Small binaries are great, but people care mainly about how fast it compiles and how fast it runs, and in the few cases where the binary size is important it was already possible to shrink it significantly (more than with this new change). In my entire life I have never heard a user complain about the size of the binary, what people really care about is efficiency/speed at runtime. That's why people regularly mention VS Code using Electron, but not that its installation package alone has >500MB.

shzhdbi09gv8ioi · 2 years ago
If you read the article you would know that this is just about changing defaults. You already could achieve this by editing your project's Cargo.toml. As is documented and discussed in several places over the years (google "shrink rust binary size").

The `strip` was added to rust nightly in 2020.

1: https://github.com/johnthagen/min-sized-rust

2: https://kerkour.com/optimize-rust-binary-size

3: https://rustrepo.com/repo/johnthagen-min-sized-rust

4: https://sing.stanford.edu/site/publications/rust-lctes22.pdf

5: https://arusahni.net/blog/2020/03/optimizing-rust-binary-siz...

zozbot234 · 2 years ago
> but then nobody took the time to actually do it

That happens all the time, it's called prioritizing. If you don't let people prioritize, they will burn out and leave the project. That's not what you want.

milianw · 2 years ago
I applaud this initiative. yet I wonder - the ideal situation would be to not throw away the debug info (ever), but rather it should be put into an external file. even Linux supports this for many years and nowadays we even have direct support with dwarf5/dwo. is trust taken any action towards that direction?
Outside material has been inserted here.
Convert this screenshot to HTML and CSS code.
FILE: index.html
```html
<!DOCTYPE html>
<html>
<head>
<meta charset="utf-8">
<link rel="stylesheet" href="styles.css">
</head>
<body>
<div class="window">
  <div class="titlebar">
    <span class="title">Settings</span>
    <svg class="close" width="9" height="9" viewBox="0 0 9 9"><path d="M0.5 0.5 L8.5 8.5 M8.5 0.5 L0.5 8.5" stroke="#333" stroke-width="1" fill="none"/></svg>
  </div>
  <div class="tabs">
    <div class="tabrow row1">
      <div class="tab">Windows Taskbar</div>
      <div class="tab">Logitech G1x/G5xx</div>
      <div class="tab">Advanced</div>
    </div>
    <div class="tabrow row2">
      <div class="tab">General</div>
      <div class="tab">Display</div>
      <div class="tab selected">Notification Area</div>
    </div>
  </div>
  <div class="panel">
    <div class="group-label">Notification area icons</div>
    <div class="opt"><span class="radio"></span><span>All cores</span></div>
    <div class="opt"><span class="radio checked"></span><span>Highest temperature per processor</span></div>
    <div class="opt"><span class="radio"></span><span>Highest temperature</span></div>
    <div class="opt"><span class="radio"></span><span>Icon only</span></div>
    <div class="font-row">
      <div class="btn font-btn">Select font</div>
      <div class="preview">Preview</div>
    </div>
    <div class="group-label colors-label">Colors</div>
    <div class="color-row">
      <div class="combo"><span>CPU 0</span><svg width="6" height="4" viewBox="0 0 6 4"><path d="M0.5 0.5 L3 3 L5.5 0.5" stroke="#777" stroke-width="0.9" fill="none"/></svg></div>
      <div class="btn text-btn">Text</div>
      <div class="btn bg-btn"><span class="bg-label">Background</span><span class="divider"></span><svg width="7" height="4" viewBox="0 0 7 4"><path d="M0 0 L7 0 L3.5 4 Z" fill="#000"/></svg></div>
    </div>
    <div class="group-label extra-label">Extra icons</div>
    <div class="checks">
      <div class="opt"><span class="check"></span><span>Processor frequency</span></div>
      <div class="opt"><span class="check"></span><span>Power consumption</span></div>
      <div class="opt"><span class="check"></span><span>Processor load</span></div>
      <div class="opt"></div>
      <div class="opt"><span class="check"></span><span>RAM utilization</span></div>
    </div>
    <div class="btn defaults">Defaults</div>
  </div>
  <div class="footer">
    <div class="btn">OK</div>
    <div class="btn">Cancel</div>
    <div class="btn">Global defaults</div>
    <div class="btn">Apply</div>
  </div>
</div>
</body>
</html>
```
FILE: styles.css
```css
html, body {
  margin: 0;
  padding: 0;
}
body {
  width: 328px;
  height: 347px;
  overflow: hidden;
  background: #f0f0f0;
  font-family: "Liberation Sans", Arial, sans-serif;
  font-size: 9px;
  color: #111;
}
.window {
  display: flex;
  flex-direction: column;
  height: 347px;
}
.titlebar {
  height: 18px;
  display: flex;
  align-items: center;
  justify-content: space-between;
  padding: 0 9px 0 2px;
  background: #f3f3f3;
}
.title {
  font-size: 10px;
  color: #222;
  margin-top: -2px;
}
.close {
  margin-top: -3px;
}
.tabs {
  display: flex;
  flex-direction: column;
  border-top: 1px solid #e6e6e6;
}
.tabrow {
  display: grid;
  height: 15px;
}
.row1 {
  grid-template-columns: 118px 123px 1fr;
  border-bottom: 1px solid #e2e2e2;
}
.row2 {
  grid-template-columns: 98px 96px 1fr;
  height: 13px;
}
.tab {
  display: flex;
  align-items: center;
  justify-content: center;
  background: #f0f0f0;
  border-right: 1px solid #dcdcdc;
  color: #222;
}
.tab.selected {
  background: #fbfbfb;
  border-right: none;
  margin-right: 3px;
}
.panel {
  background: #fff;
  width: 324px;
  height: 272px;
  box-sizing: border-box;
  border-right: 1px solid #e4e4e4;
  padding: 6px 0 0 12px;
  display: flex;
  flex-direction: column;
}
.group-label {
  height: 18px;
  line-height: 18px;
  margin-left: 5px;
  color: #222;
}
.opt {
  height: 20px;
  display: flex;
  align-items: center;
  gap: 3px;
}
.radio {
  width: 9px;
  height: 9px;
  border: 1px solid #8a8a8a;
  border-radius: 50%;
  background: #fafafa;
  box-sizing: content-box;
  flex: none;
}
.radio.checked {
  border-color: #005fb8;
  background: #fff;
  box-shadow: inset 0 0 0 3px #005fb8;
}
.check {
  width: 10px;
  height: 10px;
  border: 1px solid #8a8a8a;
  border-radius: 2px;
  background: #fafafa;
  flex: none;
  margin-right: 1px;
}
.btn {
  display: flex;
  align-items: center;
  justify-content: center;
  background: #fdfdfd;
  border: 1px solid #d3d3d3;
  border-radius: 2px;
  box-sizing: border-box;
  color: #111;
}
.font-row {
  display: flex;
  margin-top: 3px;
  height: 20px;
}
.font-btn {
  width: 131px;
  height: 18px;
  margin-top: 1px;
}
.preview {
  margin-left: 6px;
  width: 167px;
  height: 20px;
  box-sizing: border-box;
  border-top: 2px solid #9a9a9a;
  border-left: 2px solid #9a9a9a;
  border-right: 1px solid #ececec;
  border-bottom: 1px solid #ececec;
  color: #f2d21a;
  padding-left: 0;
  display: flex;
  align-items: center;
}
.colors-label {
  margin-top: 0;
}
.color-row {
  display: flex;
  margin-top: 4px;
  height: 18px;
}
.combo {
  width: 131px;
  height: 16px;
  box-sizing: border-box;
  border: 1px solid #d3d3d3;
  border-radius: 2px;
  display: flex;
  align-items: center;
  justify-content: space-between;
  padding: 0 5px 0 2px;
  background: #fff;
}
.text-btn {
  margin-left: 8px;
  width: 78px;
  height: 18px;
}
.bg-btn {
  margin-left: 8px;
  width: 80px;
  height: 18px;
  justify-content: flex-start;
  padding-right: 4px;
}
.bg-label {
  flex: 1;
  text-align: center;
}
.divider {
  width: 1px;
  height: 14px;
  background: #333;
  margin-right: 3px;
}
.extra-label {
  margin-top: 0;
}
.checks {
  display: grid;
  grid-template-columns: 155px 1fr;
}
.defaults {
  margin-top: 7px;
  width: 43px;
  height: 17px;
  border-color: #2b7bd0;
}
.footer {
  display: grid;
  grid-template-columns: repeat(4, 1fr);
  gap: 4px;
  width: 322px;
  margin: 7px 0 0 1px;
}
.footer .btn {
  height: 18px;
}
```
after all: without debug info (which you do not want to ship to customers necessarily), you cannot do profiling or debugging in any meaningful way...

lifthrasiir · 2 years ago
Cargo does support `split-debuginfo` [1] but it still has some rough edges in my experience. I do think that is the ultimate way to go in the future.

[1] https://doc.rust-lang.org/cargo/reference/profiles.html#spli...

emi2k01 · 2 years ago
Splitting the debug info from the executable is supported on the 3-big-OSes but only enabled by default on Windows (and maybe macOS?)
goku12 · 2 years ago
Many Linux distributions have debuginfod servers that supply split debugging symbols on demand. So one could argue that it's implemented by default on Linux too.